» Instructions for the task
Quote every line of the data below as it stands, omitting pictures.

------ Dataset rows ------

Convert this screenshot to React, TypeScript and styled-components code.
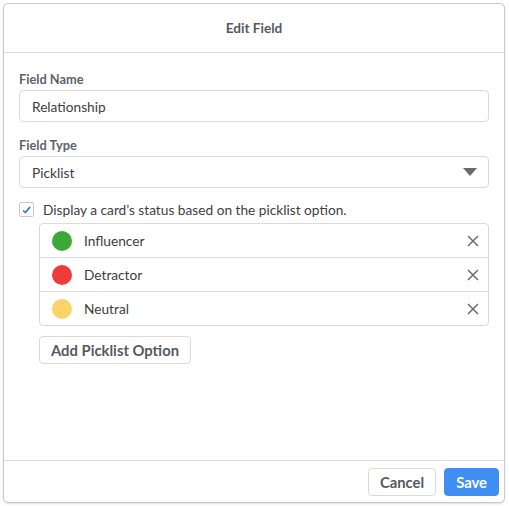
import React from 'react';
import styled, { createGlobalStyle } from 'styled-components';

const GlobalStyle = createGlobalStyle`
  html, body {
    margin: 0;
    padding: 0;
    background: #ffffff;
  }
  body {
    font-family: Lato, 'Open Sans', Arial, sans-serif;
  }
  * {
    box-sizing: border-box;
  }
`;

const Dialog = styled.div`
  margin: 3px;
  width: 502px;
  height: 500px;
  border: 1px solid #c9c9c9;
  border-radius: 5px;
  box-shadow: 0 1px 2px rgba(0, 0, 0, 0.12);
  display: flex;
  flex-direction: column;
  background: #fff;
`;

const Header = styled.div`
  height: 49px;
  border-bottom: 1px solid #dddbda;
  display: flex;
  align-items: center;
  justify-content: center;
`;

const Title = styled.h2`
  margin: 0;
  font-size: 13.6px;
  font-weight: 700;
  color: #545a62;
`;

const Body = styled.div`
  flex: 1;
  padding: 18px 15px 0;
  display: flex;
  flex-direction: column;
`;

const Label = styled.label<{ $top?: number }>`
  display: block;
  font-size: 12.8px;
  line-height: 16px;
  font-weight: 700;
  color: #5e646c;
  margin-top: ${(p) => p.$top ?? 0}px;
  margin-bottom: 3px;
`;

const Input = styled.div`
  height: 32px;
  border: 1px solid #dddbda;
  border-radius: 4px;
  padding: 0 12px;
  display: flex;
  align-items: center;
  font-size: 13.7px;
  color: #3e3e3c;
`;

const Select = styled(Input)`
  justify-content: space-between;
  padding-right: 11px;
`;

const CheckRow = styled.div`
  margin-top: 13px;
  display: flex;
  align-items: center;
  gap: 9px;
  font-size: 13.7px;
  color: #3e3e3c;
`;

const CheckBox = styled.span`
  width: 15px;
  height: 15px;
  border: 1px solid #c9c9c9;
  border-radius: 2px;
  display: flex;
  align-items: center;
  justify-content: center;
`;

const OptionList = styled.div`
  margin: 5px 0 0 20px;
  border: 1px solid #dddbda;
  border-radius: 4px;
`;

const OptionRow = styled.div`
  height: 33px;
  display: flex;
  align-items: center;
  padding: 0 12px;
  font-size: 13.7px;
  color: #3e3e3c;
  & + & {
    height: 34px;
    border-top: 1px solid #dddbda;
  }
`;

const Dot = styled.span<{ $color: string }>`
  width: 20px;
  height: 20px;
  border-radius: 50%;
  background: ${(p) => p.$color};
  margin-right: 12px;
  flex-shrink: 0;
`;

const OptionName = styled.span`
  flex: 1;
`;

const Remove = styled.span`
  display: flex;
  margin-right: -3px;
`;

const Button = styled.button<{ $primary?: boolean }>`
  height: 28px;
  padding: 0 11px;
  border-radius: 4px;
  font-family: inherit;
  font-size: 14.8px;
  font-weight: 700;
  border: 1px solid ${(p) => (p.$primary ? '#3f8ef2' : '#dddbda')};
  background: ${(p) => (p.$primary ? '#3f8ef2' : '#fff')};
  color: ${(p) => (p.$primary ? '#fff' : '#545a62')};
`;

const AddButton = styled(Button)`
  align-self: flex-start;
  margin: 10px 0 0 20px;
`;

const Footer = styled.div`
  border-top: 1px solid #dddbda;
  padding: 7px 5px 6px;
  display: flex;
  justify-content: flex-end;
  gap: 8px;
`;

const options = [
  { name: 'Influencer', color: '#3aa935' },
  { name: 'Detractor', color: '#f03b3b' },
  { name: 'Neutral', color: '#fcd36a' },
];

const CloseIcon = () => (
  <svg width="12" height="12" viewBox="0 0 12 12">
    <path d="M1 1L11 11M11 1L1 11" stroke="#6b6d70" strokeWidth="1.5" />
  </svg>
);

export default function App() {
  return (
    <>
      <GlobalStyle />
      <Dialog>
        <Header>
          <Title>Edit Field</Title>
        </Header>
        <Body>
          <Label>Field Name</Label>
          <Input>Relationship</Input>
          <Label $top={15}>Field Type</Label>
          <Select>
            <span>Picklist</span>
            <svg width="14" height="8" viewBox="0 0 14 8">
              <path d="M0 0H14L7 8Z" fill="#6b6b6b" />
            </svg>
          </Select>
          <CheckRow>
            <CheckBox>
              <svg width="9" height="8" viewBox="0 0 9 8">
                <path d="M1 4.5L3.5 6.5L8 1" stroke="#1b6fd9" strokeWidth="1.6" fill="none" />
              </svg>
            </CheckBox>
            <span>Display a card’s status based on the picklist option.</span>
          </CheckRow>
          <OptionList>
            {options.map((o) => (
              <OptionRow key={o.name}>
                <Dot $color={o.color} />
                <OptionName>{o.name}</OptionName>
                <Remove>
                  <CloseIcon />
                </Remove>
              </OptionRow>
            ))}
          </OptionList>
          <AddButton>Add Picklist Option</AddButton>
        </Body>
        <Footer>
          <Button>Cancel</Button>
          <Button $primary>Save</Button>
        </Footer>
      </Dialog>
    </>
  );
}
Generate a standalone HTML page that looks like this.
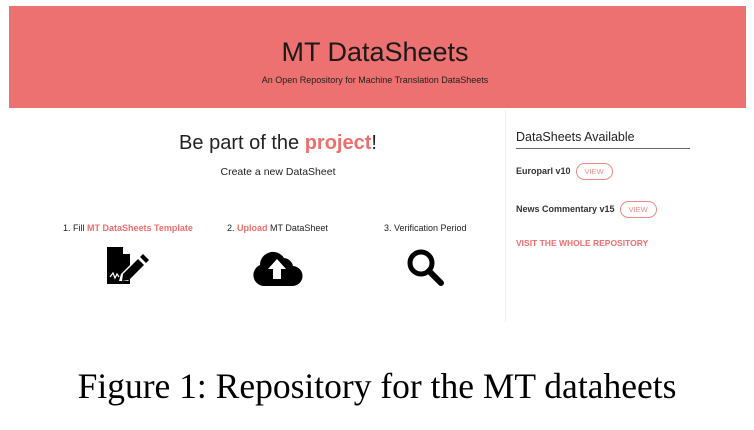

------

» Output for this task
Convert this screenshot to React, TypeScript and styled-components code.
import React from 'react';
import styled, { createGlobalStyle } from 'styled-components';

const GlobalStyle = createGlobalStyle`
  html, body {
    margin: 0;
    padding: 0;
    background: #ffffff;
  }
  body {
    font-family: Lato, 'Open Sans', Arial, sans-serif;
  }
  * {
    box-sizing: border-box;
  }
`;

const Dialog = styled.div`
  margin: 3px;
  width: 502px;
  height: 500px;
  border: 1px solid #c9c9c9;
  border-radius: 5px;
  box-shadow: 0 1px 2px rgba(0, 0, 0, 0.12);
  display: flex;
  flex-direction: column;
  background: #fff;
`;

const Header = styled.div`
  height: 49px;
  border-bottom: 1px solid #dddbda;
  display: flex;
  align-items: center;
  justify-content: center;
`;

const Title = styled.h2`
  margin: 0;
  font-size: 13.6px;
  font-weight: 700;
  color: #545a62;
`;

const Body = styled.div`
  flex: 1;
  padding: 18px 15px 0;
  display: flex;
  flex-direction: column;
`;

const Label = styled.label<{ $top?: number }>`
  display: block;
  font-size: 12.8px;
  line-height: 16px;
  font-weight: 700;
  color: #5e646c;
  margin-top: ${(p) => p.$top ?? 0}px;
  margin-bottom: 3px;
`;

const Input = styled.div`
  height: 32px;
  border: 1px solid #dddbda;
  border-radius: 4px;
  padding: 0 12px;
  display: flex;
  align-items: center;
  font-size: 13.7px;
  color: #3e3e3c;
`;

const Select = styled(Input)`
  justify-content: space-between;
  padding-right: 11px;
`;

const CheckRow = styled.div`
  margin-top: 13px;
  display: flex;
  align-items: center;
  gap: 9px;
  font-size: 13.7px;
  color: #3e3e3c;
`;

const CheckBox = styled.span`
  width: 15px;
  height: 15px;
  border: 1px solid #c9c9c9;
  border-radius: 2px;
  display: flex;
  align-items: center;
  justify-content: center;
`;

const OptionList = styled.div`
  margin: 5px 0 0 20px;
  border: 1px solid #dddbda;
  border-radius: 4px;
`;

const OptionRow = styled.div`
  height: 33px;
  display: flex;
  align-items: center;
  padding: 0 12px;
  font-size: 13.7px;
  color: #3e3e3c;
  & + & {
    height: 34px;
    border-top: 1px solid #dddbda;
  }
`;

const Dot = styled.span<{ $color: string }>`
  width: 20px;
  height: 20px;
  border-radius: 50%;
  background: ${(p) => p.$color};
  margin-right: 12px;
  flex-shrink: 0;
`;

const OptionName = styled.span`
  flex: 1;
`;

const Remove = styled.span`
  display: flex;
  margin-right: -3px;
`;

const Button = styled.button<{ $primary?: boolean }>`
  height: 28px;
  padding: 0 11px;
  border-radius: 4px;
  font-family: inherit;
  font-size: 14.8px;
  font-weight: 700;
  border: 1px solid ${(p) => (p.$primary ? '#3f8ef2' : '#dddbda')};
  background: ${(p) => (p.$primary ? '#3f8ef2' : '#fff')};
  color: ${(p) => (p.$primary ? '#fff' : '#545a62')};
`;

const AddButton = styled(Button)`
  align-self: flex-start;
  margin: 10px 0 0 20px;
`;

const Footer = styled.div`
  border-top: 1px solid #dddbda;
  padding: 7px 5px 6px;
  display: flex;
  justify-content: flex-end;
  gap: 8px;
`;

const options = [
  { name: 'Influencer', color: '#3aa935' },
  { name: 'Detractor', color: '#f03b3b' },
  { name: 'Neutral', color: '#fcd36a' },
];

const CloseIcon = () => (
  <svg width="12" height="12" viewBox="0 0 12 12">
    <path d="M1 1L11 11M11 1L1 11" stroke="#6b6d70" strokeWidth="1.5" />
  </svg>
);

export default function App() {
  return (
    <>
      <GlobalStyle />
      <Dialog>
        <Header>
          <Title>Edit Field</Title>
        </Header>
        <Body>
          <Label>Field Name</Label>
          <Input>Relationship</Input>
          <Label $top={15}>Field Type</Label>
          <Select>
            <span>Picklist</span>
            <svg width="14" height="8" viewBox="0 0 14 8">
              <path d="M0 0H14L7 8Z" fill="#6b6b6b" />
            </svg>
          </Select>
          <CheckRow>
            <CheckBox>
              <svg width="9" height="8" viewBox="0 0 9 8">
                <path d="M1 4.5L3.5 6.5L8 1" stroke="#1b6fd9" strokeWidth="1.6" fill="none" />
              </svg>
            </CheckBox>
            <span>Display a card’s status based on the picklist option.</span>
          </CheckRow>
          <OptionList>
            {options.map((o) => (
              <OptionRow key={o.name}>
                <Dot $color={o.color} />
                <OptionName>{o.name}</OptionName>
                <Remove>
                  <CloseIcon />
                </Remove>
              </OptionRow>
            ))}
          </OptionList>
          <AddButton>Add Picklist Option</AddButton>
        </Body>
        <Footer>
          <Button>Cancel</Button>
          <Button $primary>Save</Button>
        </Footer>
      </Dialog>
    </>
  );
}
Generate a standalone HTML page that looks like this.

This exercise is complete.